I could name many aspects in which Icelanders aren't very green, but let's focus on recycling.
In Iceland, it seems, it's normal to just throw everything in the same trash can. Sorting waste is surely no common habit among Icelanders.
As I found out, it was usual until 2009 for Icelandic households to have only one single trash can for what is simply called “domestic waste”. Unbelievable.
In my hometown Stuttgart, if you don't sort your trash as required, the garbage collectors won't empty your trash cans until you do the waste separation correctly. You might even get fined.
So this is the basic Icelandic recycle system in theory:
There are two places you can go to get rid of your garbage (other than the domestic waste cans outside every house): drop-off centers and recycling centers.
The drop-off centers can be found in each residential area and have blue and green containers.

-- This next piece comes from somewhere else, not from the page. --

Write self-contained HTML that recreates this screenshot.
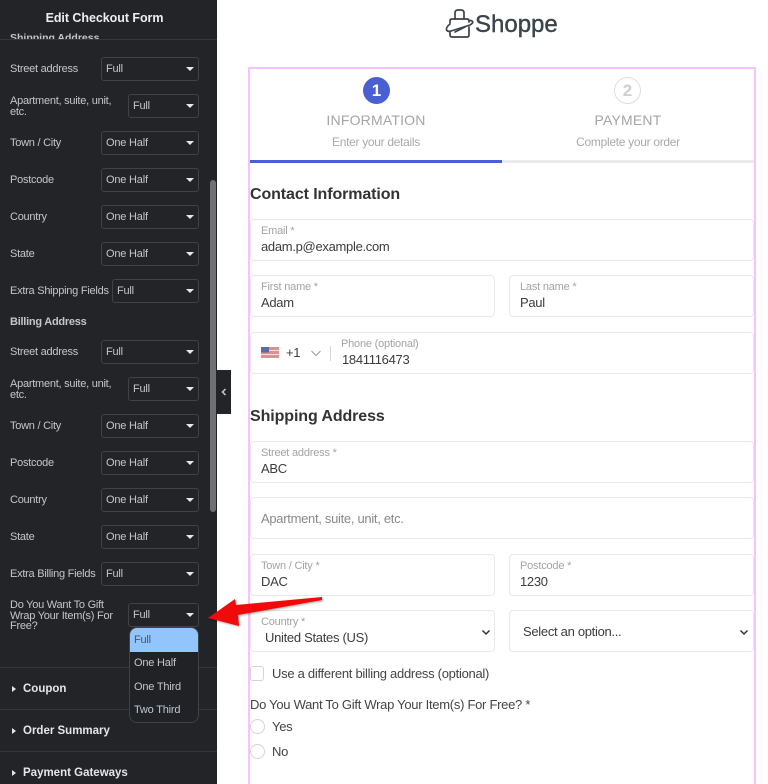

The blue container are for all kinds of paper waste while the green containers are intended for all sorts of containers made of plastic, e.g. juice bottles, shampoo bottles, shopping bags etc.

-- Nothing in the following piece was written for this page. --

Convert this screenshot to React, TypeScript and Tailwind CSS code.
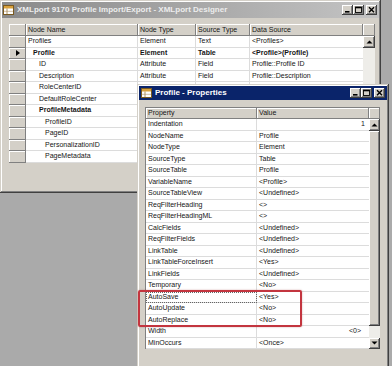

Interesting side note: the collected paper is shipped to Sweden where it is recycled.
Shipping trash abroad gives Iceland an annual amount of approximately ISK 150 to 200 million (USD 1.2 to 1.6 million, EUR 760,000 to 1 million) in foreign exchange earnings. It’s good that money doesn’t stink.

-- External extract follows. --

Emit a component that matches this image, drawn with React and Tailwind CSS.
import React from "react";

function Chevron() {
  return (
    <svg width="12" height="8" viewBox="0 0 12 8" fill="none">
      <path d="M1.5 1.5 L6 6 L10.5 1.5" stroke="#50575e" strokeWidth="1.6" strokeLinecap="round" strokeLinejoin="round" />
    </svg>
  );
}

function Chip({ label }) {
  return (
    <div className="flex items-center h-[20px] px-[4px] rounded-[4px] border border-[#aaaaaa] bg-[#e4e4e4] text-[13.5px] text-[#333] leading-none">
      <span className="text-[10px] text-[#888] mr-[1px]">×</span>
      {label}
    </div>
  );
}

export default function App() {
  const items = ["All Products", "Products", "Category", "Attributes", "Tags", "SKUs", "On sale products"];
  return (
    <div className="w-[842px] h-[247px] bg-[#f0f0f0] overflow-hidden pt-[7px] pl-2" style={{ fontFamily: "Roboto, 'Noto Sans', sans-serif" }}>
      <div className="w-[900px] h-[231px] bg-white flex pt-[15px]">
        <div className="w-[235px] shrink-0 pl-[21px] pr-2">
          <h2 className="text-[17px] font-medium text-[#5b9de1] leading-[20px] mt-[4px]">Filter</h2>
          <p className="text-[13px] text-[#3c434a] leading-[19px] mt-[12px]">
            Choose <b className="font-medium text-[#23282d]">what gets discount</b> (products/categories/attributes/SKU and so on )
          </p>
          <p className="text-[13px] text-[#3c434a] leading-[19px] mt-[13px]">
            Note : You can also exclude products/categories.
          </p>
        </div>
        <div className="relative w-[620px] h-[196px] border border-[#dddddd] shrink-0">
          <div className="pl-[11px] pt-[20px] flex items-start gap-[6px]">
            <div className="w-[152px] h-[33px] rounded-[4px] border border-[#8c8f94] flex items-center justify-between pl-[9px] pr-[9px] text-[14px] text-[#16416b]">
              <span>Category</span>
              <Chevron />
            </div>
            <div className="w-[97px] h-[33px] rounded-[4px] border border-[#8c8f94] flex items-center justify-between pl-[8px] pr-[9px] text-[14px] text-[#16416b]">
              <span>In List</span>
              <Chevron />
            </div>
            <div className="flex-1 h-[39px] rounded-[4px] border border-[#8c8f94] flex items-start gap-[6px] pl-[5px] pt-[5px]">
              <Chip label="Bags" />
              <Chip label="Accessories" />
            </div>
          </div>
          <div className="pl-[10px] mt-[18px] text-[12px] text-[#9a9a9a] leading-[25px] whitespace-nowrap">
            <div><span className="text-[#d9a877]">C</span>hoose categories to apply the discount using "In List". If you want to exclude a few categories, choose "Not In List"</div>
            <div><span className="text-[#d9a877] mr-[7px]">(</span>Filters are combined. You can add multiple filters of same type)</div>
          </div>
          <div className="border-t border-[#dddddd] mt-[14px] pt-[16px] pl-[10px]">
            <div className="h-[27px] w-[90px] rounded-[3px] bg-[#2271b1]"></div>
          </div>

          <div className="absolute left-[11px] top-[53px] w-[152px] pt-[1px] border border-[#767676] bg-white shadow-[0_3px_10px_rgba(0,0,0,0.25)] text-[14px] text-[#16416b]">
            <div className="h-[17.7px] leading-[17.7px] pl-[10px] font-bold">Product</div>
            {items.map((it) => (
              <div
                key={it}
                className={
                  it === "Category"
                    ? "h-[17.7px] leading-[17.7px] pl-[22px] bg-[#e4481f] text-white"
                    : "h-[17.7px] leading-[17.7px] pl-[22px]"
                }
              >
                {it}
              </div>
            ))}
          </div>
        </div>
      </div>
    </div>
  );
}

The recycling centers are for any type of waste other than the aforementioned categories. At this site waste is accepted and stored until it is shipped abroad, sorted or handled in some other way. The trash is then transferred for disposal, reuse or recovery, or is disposed of on site.
So far so good.
But is that reality proof? The devil is in the details.
I can tell you, this system is extremely unhandy and inconvenient; a dark voice inside of me wants to call it ridiculous.
Most people just don't care about proper waste sorting; they just throw everything into one trash can because recycling the waste properly is too complicated.
Example: The nearest recycling center from my flat in downtown Reykjavík is about a ten-minute drive away, give or take. Not very handy for people without a car. Minus point number one.
When I drove to said recycling center for the first time to return a whole bunch of glass bottles I had collected over the year I was asked how many bottles I had.
I honestly thought it was a joke when I learned that I was supposed to count and sort all the bottles beforehand. Am I seriously expected to count every single bottle of the load?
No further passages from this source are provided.